Let us start with the difference between merchandising and retailing within the context of the airline industry. Merchandising relates to selling an airline’s basic products and services – seats and schedules – deploying random and piecemeal marketing tactics and using shotgun marketing approaches with, for example, irrelevant promotions. Standard merchandising also includes offering too many options, making choices difficult for customers.

Retailing, on the other hand, means recognising what customers want, when they want it, how they want to shop, how they want to pay, and how they want to be supported after their purchases. These aspects require customer centricity that relates to the marketing of products and services that reflect how people now live, work, and travel.
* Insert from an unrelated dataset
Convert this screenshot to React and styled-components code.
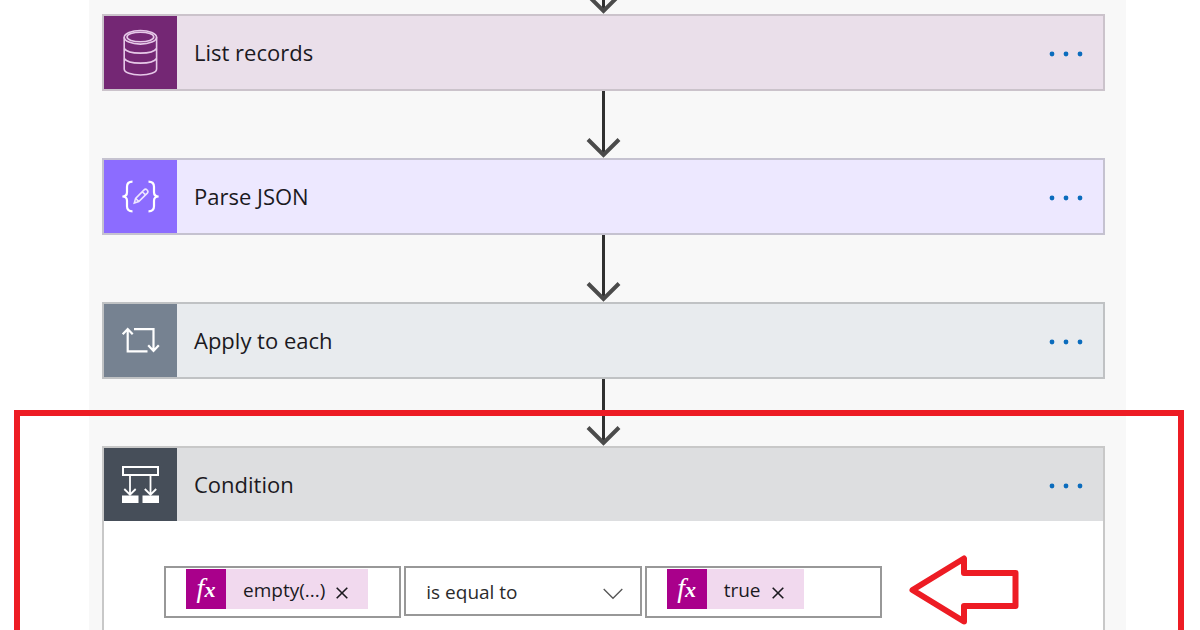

That, in turn, requires airlines to move beyond selling traditional air and non-air related ancillaries to selling personalised ancillaries based on 360 degree views of customers and customer intelligence acquired from the use of emerging technologies – analytics and artificial intelligence, for example.

Outside of the airline industry, retailers across the globe have developed sophisticated retailing techniques to better serve their customers. These retailers don’t see themselves as a provider of products, but as a store designed to fulfil customer needs. Retailers guide shoppers through their stores (online and offline) in a way that encourage them to add products and services to their real or virtual shopping carts. The future for airlines needs to be based on thinking about what they can sell beyond the seat.

Historically, airlines have viewed themselves as sellers of seats. This created a selling model focused around the seat and its associated pricing. The accepted frame of reference was: ‘I have this product – a seat on a flight, so how do I sell as much of this product as possible through a set of distribution channels, and how do I maximise my revenue using dynamic pricing of inventory’.

If an airline sees itself as a retailer, this will allow them to differentiate themselves from the competition. In an age where airline seats are a commoditised product, the competitive edge comes in thinking about merchandising the way a retailer would, in other words, understanding who the airlines customers are and deliver highly-personalised product and content to them, using all the transaction data already collected to recommend products or services for future trips.

It cannot be denied that many airlines trail other industries when it comes to retailing. Most are still limited in their ability to influence travellers and successfully retail across the entire customer journey. Siloed data, lack of customer insights and disparate distribution strategies have left airlines blind to the information and resources necessary to excel as world-class retailers.

“Many airlines around the world are now faced with their low-margin business being converted to a no-margin or a negative-margin business through the toughest market crisis ever,” explains Mr Glade in his Linkedin thought leadership post.

So, what do you do, if there are cost increases on the horizon and the market is weak, (i.e. higher yields and significant increase in passenger numbers nowhere close)? “You need to expand your business, earn your margin elsewhere,” says the SunExpress executive. This is bringing many airlines to now also claim to have discovered the art of “retailing”, he says.

But in this situation the term “retailing” in itself “is not strictly defined,” notes Mr Glade. Is it ‘just’ new ways of distributing airline content – and maybe a bit of adjacent ancillaries – to the same sales channels, just cheaper and in more modern formats? Is it enabling airlines to sell more third-party content on their own websites?

“If those are the questions an airline is asking, its retail strategy will not be close to delivering the margin change desperately needed,” says Mr Glade. Converting an airline into a retailer is in itself “one of the biggest IT undertakings” any airline will face, he notes. “It will touch nearly every process within the airline itself. But – more than anything – it is a huge change management exercise involving mindset change and a complete new way of thinking in the entire company,” he adds.

It is clear that airlines are facing more and more pressure, but should they stick to what they know best – flying aircraft – or transform into a one-stop shop for travel. Airlines or retailers? In Mr Glade’s opinion airline leaders should not think like “an airline that wants to be a retailer,” but instead “be a retailer that is so successful it can have its own fleet of planes”.